Record rules as a cost multiplier. Prometheus recording rules pre-compute expensive aggregations and store the result as a new, low-cardinality metric. Instead of running a heavy sum(rate(http_requests_total[5m])) by (service) across millions of series at dashboard load time, run it once every 30 seconds via a recording rule and query the cheap pre-computed series. This cuts query cost 100× on busy Prometheus clusters and is the correct pattern for every SLO and dashboard metric that runs more than once per minute.

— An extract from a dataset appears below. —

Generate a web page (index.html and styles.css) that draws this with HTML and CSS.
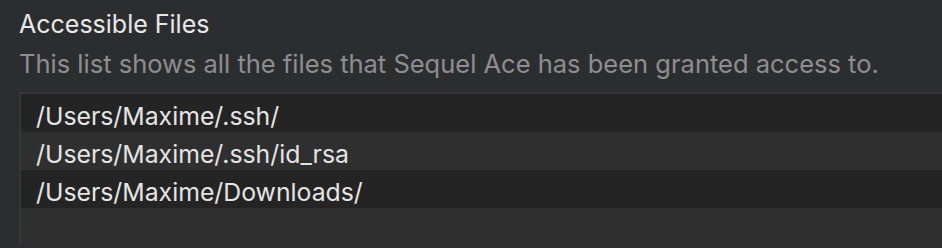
FILE: index.html
```html
<!DOCTYPE html>
<html>
<head>
<meta charset="utf-8">
<link rel="stylesheet" href="styles.css">
</head>
<body>
<div class="pane">
  <h1 class="title">Accessible Files</h1>
  <p class="subtitle">This list shows all the files that Sequel Ace has been granted access to.</p>
  <div class="table">
    <div class="row odd">/Users/Maxime/.ssh/</div>
    <div class="row even">/Users/Maxime/.ssh/id_rsa</div>
    <div class="row odd">/Users/Maxime/Downloads/</div>
    <div class="row even"></div>
  </div>
</div>
</body>
</html>
```
FILE: styles.css
```css
html, body {
  margin: 0;
  padding: 0;
  background: #2c2d2f;
  width: 942px;
  height: 248px;
  overflow: hidden;
}
.pane {
  padding: 10px 0 0 19px;
  font-family: Inter, "Noto Sans", sans-serif;
  -webkit-font-smoothing: antialiased;
}
.title {
  margin: 0;
  font-size: 25px;
  font-weight: 400;
  line-height: 28px;
  color: #e8e8e8;
}
.subtitle {
  margin: 12px 0 0 0;
  font-size: 25.5px;
  font-weight: 400;
  line-height: 28px;
  color: #8e8e90;
}
.table {
  margin-top: 14px;
  border-top: 2px solid #363638;
  border-left: 2px solid #363638;
  display: flex;
  flex-direction: column;
}
.row {
  box-sizing: border-box;
  height: 38px;
  padding: 7px 0 0 15px;
  line-height: 31px;
  font-size: 24.8px;
  color: #e4e4e4;
  white-space: nowrap;
}
.odd { background: #242424; }
.even { background: #2f2f2f; }
```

Cost Attribution and Governance

At organisations with multiple teams, telemetry cost attribution prevents runaway spending. Teams should own their own cost centres. In Datadog, per-team cost is visible via the Usage Attribution feature. In self-hosted Prometheus/Thanos, cost can be proxied by series count per team: label metrics with team="payments" and query count by (team) ({__name__=~".+"}) to produce a series-count bill per team. Set per-team series budgets and alert in CI when a PR would cause the deploying service to exceed its budget.

The Three Dials: Every observability cost decision involves three dials — cardinality (how many series/streams), volume (how many data points/events), and retention (how long). Reducing any one of them cuts costs proportionally. Reducing all three multiplies the savings. Build a monthly review of all three into your team's operational rhythm.

Observability data management is ultimately an engineering economics problem. The goal is not zero telemetry — it is the minimum telemetry required to meet your SLO investigation and alerting requirements. An observability plan that costs $2M/year but catches every incident in under 5 minutes may be worth every dollar. One that costs $500K/year but leaves your team blind during incidents is worthless. Calibrate the levers — cardinality, sampling rates, and retention windows — to the actual risk and recovery time objectives of your system, not to arbitrary cost targets.